======== Material for the task ========

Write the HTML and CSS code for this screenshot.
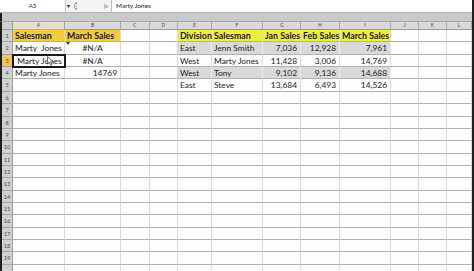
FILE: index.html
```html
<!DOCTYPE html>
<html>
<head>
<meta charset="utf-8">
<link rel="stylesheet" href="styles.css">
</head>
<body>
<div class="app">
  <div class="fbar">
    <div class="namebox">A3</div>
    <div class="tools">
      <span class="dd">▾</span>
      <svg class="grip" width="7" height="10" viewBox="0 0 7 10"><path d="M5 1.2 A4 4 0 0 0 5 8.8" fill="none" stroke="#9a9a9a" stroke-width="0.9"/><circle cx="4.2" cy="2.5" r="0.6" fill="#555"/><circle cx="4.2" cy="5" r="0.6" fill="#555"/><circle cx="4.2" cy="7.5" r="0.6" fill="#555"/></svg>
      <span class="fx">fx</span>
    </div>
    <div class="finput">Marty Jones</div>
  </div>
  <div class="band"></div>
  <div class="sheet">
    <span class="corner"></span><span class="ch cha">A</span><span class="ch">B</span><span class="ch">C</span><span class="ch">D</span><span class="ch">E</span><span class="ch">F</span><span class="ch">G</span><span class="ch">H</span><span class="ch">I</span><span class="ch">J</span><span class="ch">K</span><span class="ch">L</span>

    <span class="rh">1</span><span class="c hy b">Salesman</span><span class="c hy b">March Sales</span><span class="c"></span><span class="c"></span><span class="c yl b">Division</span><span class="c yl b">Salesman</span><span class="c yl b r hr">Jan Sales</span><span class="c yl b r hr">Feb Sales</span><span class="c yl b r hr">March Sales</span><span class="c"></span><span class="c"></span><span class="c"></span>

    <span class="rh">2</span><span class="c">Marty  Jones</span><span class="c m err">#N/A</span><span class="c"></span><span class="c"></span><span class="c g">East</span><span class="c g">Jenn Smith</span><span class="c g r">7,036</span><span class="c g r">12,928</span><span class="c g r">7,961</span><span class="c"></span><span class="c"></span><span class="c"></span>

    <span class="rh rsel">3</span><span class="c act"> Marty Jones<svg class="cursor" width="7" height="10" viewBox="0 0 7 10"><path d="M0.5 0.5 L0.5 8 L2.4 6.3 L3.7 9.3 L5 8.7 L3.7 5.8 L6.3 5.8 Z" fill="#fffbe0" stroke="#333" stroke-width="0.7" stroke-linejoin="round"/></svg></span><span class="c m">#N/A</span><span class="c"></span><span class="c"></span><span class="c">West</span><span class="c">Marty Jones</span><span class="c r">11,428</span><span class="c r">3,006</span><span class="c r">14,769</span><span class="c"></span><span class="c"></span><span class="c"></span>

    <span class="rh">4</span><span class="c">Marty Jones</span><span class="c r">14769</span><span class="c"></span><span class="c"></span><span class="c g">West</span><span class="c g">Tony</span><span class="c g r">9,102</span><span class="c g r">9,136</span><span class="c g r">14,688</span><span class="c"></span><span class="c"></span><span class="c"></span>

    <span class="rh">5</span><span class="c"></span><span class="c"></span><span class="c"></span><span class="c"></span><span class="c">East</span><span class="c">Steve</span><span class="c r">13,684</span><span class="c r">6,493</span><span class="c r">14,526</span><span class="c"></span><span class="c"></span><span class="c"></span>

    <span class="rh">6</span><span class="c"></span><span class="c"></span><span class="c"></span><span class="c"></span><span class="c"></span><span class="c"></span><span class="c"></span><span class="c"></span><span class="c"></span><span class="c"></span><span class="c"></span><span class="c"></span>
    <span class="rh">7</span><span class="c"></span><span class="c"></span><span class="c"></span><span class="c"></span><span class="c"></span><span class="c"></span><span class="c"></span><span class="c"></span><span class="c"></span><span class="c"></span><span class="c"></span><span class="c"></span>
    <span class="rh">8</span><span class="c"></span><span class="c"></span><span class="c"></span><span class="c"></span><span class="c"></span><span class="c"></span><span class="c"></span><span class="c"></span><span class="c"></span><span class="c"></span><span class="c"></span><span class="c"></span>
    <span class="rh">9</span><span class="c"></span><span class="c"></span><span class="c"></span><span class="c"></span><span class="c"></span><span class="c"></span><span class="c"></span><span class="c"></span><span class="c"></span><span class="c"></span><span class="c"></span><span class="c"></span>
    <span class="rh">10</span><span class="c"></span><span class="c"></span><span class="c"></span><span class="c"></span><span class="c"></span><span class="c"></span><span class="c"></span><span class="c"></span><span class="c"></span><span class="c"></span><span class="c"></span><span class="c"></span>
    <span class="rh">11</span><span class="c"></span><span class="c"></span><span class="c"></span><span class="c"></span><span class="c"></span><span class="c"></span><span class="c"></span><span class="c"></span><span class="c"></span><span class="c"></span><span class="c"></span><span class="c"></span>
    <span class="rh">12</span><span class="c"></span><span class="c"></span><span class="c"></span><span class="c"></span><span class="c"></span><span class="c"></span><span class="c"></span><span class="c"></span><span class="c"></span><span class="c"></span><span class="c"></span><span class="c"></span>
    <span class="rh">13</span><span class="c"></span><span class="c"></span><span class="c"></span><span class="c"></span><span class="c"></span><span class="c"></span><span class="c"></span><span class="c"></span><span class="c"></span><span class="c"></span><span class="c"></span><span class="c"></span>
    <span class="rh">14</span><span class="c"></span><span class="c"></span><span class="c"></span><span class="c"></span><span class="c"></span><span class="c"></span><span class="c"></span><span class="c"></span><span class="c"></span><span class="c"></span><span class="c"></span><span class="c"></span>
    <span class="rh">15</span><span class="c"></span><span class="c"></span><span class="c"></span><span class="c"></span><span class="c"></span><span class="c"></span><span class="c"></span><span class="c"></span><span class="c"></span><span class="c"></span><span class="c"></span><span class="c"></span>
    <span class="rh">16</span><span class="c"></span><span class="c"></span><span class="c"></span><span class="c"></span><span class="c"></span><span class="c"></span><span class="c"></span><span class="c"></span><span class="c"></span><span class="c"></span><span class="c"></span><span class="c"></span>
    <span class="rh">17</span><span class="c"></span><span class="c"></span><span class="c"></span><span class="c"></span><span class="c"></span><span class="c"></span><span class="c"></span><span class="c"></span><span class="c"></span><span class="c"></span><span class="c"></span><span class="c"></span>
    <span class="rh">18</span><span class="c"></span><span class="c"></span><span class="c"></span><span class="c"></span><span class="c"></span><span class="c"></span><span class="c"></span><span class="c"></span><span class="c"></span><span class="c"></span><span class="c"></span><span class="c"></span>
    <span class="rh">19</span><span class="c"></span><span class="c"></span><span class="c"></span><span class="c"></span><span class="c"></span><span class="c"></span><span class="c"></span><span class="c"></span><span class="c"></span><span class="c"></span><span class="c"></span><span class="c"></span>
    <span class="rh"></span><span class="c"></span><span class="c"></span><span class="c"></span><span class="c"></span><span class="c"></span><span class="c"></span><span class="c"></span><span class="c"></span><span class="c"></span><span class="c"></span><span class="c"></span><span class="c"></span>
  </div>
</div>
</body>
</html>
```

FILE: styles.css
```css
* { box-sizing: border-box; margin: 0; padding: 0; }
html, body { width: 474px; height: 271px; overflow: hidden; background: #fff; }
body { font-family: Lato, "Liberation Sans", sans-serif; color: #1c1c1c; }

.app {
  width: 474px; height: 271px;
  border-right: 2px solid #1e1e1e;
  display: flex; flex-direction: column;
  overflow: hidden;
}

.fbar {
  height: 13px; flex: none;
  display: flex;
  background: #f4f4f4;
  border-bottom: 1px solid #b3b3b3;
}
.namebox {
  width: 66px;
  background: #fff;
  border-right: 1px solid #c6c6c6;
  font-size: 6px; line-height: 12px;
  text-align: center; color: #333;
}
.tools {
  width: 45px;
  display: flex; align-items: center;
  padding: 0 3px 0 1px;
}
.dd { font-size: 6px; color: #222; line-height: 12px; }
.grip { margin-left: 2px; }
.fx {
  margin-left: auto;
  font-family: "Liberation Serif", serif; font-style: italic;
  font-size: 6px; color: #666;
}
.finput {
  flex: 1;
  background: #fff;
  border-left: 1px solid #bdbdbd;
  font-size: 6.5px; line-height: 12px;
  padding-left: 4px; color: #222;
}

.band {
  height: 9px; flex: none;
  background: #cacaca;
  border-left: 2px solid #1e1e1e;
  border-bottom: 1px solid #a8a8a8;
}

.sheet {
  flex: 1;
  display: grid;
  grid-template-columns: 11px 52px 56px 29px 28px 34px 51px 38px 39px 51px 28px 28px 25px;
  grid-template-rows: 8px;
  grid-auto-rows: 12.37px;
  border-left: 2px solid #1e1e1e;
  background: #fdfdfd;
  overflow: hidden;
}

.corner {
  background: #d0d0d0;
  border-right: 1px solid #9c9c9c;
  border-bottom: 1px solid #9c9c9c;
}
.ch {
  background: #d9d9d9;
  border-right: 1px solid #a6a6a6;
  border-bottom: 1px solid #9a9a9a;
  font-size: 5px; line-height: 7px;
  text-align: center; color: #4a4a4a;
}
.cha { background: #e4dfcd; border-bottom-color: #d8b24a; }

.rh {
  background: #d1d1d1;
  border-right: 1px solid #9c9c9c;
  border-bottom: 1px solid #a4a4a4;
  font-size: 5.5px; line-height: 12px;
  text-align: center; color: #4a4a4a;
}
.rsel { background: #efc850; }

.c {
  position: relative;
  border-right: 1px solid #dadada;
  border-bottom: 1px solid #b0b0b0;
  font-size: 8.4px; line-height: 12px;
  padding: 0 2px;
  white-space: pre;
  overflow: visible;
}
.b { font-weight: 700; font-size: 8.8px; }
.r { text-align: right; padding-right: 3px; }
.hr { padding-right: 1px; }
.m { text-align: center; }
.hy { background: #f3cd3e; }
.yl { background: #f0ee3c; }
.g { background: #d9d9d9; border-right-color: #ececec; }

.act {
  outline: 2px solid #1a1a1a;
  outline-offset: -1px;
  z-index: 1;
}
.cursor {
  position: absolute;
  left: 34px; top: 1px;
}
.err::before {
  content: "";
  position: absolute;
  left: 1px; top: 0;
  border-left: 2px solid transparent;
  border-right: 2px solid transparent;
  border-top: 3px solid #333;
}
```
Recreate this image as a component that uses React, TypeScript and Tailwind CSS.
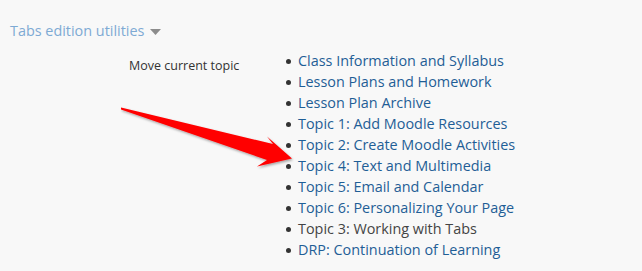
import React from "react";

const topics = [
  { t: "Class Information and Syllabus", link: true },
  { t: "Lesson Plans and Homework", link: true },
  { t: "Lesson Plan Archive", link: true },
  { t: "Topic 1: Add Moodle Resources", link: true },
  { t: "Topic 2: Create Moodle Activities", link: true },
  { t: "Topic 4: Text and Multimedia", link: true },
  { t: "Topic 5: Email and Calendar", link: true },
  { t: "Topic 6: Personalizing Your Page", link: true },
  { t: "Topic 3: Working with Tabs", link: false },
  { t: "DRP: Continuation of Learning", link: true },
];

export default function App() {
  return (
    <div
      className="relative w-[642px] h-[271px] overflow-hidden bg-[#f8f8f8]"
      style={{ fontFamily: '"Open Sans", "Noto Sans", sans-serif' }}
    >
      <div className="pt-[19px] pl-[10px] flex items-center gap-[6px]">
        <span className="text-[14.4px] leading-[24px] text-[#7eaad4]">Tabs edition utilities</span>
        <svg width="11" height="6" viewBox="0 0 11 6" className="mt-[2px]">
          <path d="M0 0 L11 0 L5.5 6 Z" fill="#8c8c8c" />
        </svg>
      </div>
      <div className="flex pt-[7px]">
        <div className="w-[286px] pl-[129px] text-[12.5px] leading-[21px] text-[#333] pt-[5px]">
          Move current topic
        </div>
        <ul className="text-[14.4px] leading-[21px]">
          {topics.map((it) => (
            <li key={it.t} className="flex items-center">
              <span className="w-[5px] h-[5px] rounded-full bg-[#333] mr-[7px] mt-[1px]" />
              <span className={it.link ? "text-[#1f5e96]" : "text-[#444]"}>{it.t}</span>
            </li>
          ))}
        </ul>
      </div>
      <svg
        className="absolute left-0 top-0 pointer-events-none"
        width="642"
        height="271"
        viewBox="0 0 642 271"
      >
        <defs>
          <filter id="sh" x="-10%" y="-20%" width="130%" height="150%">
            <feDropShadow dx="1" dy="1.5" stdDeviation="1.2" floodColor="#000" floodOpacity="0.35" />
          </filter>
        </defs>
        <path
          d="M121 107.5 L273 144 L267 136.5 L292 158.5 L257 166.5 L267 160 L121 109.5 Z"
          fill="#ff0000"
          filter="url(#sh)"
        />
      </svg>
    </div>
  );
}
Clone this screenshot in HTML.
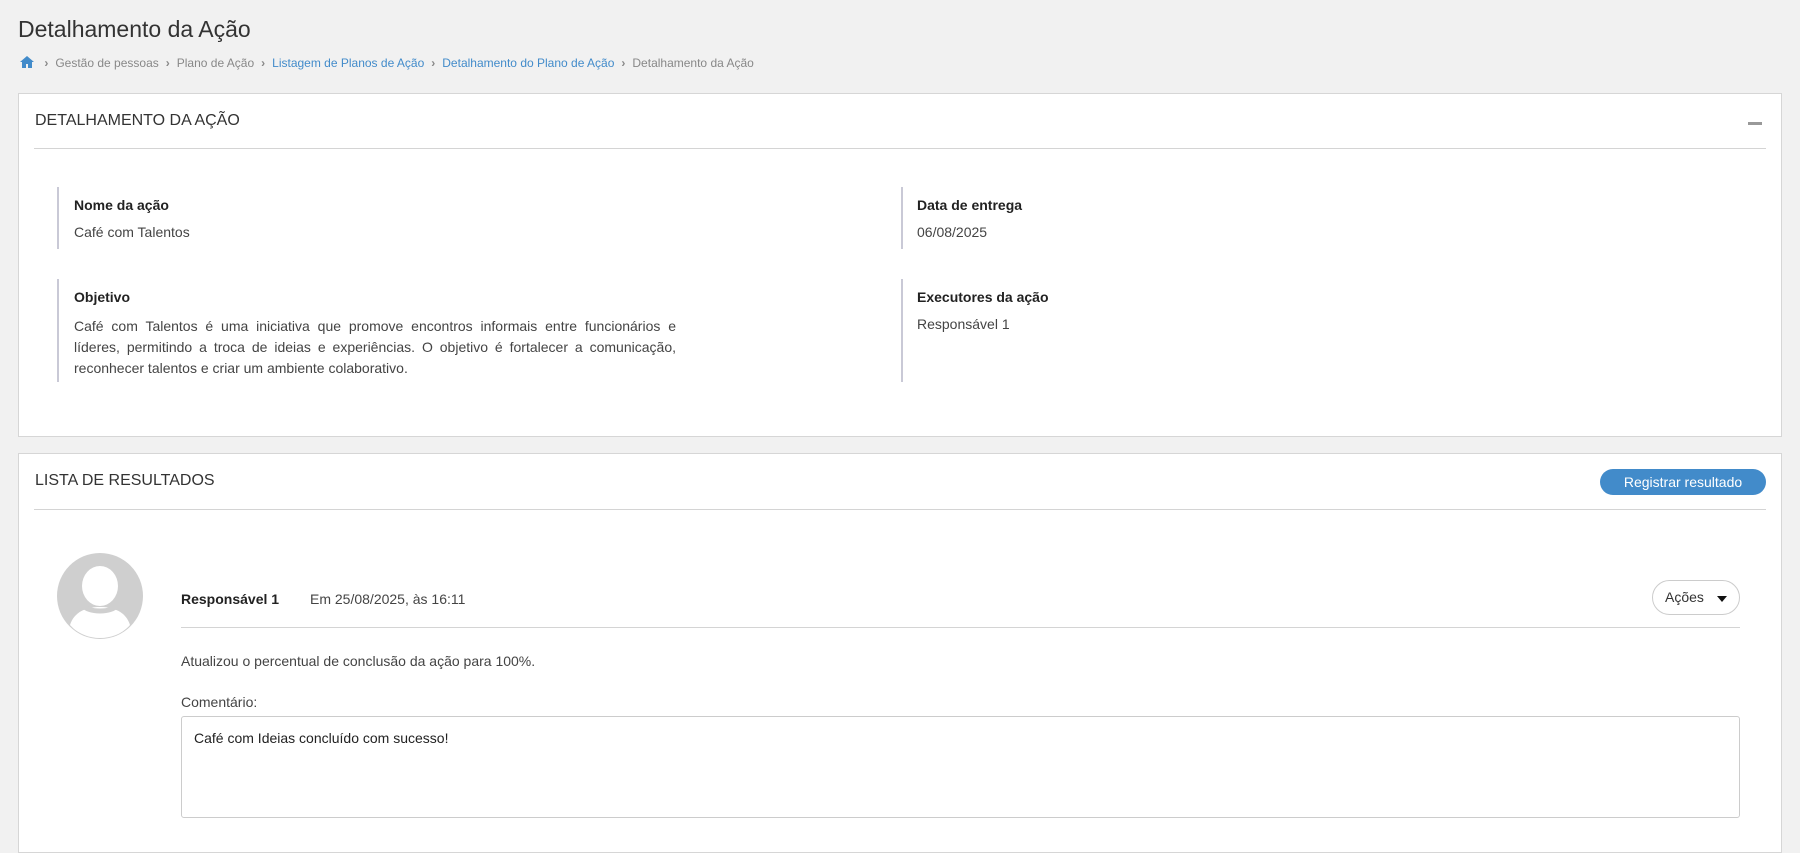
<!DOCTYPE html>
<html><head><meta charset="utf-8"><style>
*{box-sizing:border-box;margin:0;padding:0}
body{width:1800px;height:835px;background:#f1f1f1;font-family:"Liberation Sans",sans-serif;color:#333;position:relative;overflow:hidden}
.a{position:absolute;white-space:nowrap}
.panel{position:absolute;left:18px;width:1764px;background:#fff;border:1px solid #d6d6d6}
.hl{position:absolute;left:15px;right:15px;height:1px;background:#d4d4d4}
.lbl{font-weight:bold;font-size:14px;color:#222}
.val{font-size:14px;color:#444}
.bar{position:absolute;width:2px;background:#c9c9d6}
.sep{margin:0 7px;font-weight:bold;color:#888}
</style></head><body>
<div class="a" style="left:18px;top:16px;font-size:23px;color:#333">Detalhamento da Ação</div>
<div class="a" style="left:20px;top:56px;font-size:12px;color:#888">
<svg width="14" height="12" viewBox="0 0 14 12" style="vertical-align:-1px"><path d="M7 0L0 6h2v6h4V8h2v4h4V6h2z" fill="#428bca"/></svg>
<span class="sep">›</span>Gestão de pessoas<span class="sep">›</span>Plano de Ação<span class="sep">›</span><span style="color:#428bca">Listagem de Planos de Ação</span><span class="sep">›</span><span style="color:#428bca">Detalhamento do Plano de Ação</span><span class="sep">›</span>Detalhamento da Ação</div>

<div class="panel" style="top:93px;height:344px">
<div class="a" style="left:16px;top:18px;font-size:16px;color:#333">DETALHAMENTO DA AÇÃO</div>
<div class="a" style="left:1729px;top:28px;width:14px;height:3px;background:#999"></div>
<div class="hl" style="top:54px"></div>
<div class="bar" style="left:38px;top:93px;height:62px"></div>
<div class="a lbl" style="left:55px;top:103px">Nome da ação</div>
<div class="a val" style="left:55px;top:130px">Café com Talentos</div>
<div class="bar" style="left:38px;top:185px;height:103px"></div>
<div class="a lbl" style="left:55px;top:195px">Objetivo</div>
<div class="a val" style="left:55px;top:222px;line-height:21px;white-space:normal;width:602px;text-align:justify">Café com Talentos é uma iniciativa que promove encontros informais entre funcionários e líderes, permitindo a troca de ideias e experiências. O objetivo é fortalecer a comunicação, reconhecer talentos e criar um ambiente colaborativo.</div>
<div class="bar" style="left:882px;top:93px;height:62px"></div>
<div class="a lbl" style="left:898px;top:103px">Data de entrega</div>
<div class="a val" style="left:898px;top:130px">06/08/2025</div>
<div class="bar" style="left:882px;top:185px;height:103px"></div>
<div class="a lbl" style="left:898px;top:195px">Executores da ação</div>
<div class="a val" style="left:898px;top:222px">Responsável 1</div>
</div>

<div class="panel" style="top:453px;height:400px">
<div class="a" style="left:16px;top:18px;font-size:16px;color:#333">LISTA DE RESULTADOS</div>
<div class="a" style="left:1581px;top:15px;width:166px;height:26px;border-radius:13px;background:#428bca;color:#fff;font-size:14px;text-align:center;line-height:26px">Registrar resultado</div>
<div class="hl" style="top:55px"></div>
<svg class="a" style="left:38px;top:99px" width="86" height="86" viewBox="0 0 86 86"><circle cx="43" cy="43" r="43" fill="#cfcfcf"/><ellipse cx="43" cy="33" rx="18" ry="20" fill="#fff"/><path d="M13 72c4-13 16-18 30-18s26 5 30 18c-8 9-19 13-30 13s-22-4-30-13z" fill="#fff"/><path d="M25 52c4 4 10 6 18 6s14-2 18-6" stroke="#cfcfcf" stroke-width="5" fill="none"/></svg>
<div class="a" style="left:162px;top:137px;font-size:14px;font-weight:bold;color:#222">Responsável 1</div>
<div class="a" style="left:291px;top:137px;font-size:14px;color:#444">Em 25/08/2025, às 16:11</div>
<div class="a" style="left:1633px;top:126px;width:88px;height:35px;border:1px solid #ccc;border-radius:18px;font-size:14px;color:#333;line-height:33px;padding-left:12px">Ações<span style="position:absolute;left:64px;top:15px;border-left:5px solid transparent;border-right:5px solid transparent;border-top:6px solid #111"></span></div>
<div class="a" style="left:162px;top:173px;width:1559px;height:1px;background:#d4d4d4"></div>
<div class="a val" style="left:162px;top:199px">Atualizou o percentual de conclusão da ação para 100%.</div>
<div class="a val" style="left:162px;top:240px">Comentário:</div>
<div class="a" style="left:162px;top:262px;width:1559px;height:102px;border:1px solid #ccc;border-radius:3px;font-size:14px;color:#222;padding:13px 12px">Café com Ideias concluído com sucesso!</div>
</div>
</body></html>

========

- [Challenge]:
From the entries, report each line that includes the word "this".

- [Written answer]:
Write the HTML and CSS code for this screenshot.
Recreate this image as a component that uses React, TypeScript and Tailwind CSS.
Clone this screenshot in HTML.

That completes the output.